If you could have lived in another era, when would it be? Me, I’d be in Boston, 1770s. Second place: Minnesota, early 1900s. So of course I savor Glensheen Mansion: every brick, window pane, light fixture and step (including the blood-stained ones!). Clara Congdon, the first lady of the home, fascinates me.
During our family camping trip to the North Shore, Cara and I had the opportunity to visit again, this time with sis-in-law Amy and niece Allie, who hadn’t been there before. I saw it through her fresh eyes.
As Allie said as we waited for our tour to begin: “I like history. And murder.” I had started reading, “Will to Murder,” the most recent book about the 1977 murders at Glensheen on the drive up north, so our Cara had some sneak peeks at specific spots in the Mansion for Allie. And the book made me think of the mansion in new ways with its attention to details. We were ready!
Every inch of this amazing place is worth a photo. Most of all, it all feels so…. real. Because it is. The Christmas cactus in the breakfast room was Clara Congdon’s and still grows today! Chester Congdon’s top hat is still on its shelf in his closet!
Yet as always at historical spots, it is the lamps and lights that most intrigue me. They illuminate what life was like …
Yes, those blood stains are still on the window seat/landing area on the main steps to the second floor. No, I did not take a picture. That seemed unseemly. We all saw the dark marks, even though the tour guides won’t talk about the murders…until after the tour, and then only in answer to questions. Fair enough.
More beautiful light fixtures in the bedrooms upstairs:
Shadows on these lights
Inside the bedroom where Elisabeth was when she was murdered, the lights are hauntingly beautiful.
On to brighter rooms!
My favorite Glensheen room is still the Breakfast room. Clara designed the entire home with her classy ingenuity, and it’s most evident here. The oak motif in the windows and fixtures. The incredible tiles and color scheme.

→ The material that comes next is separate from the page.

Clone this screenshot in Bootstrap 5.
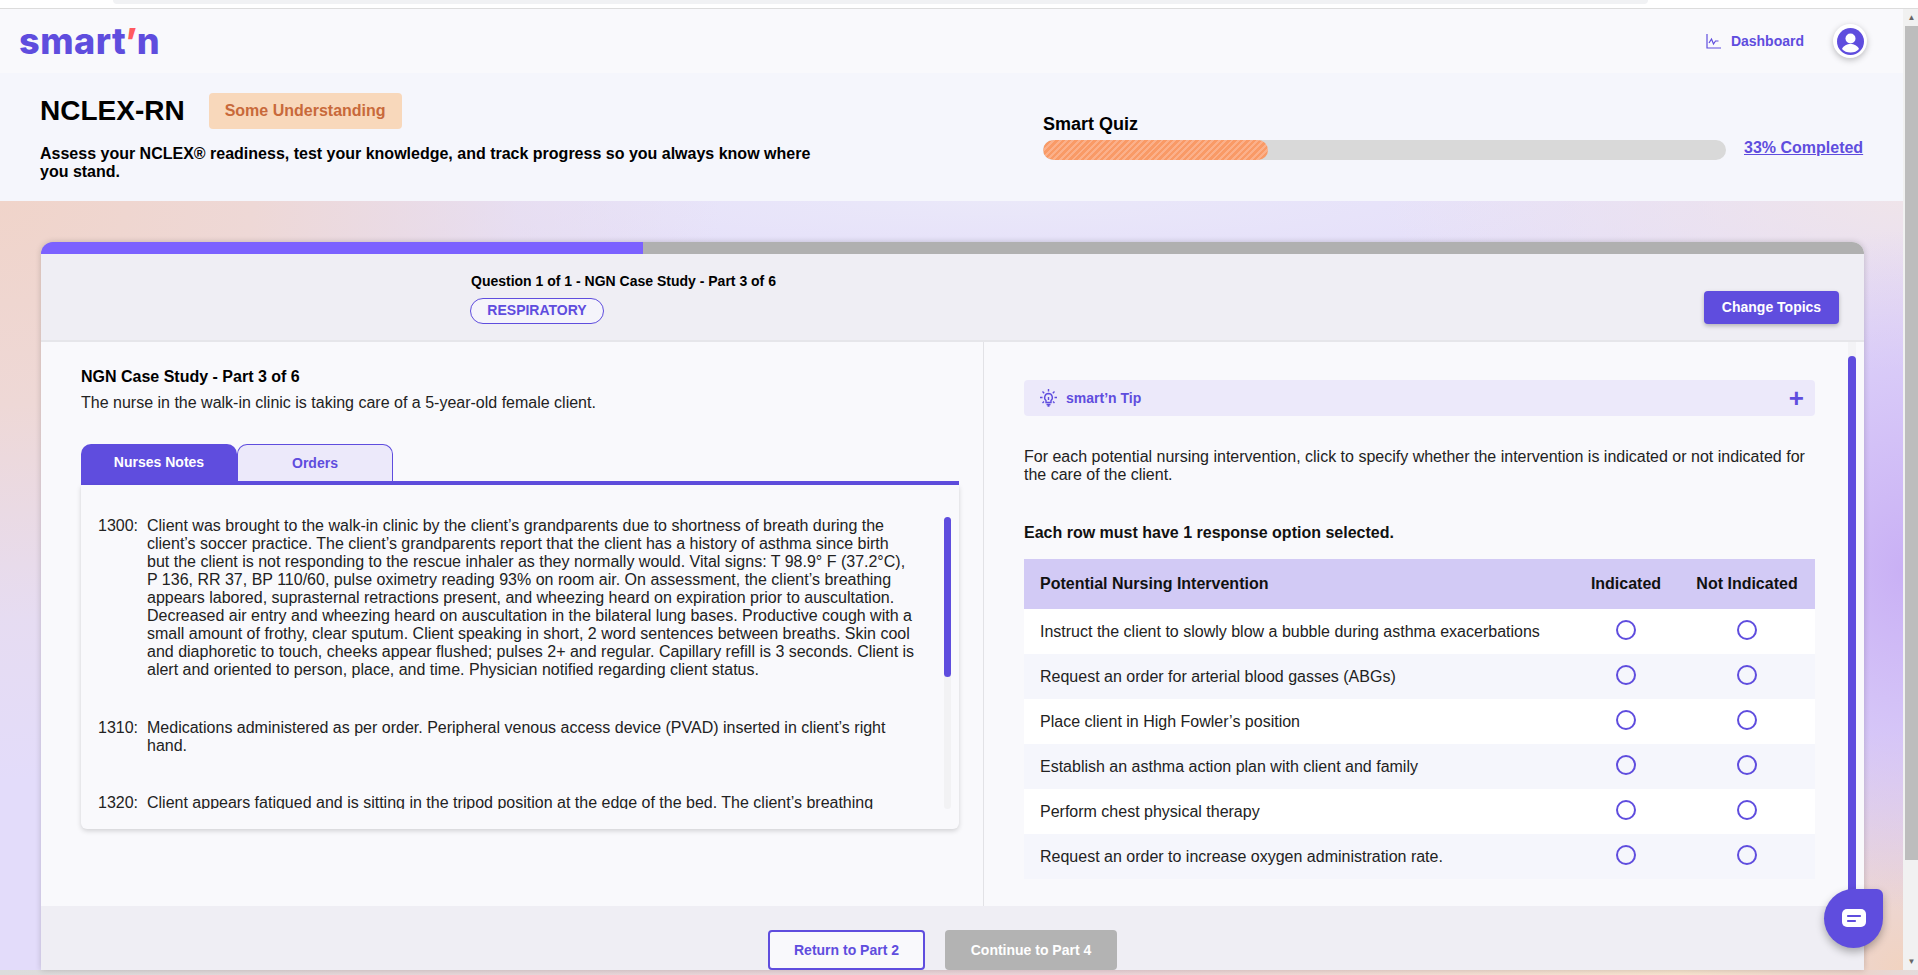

The dining room also has her clever touch, with the button under the table to discreetly summon the butler during dinner. And the massive chandelier, which maids had to hand-polish (tedious, but so dramatically pretty in this room). Love you, Clara!
The distinctive billiards room, with lights on a pulley system that could be raised to improve the illumination of a certain shot on the table. Some say it was Chester’s idea. I know it was Clara: the longer she could keep the men entertained downstairs, the more time she had for finer arts (she was a gifted painter herself!) and entertaining the ladies upstairs.
Thanks for another visit to your home, Clara. You inspire me to live with serene grace, class and to shed illumination whenever I can.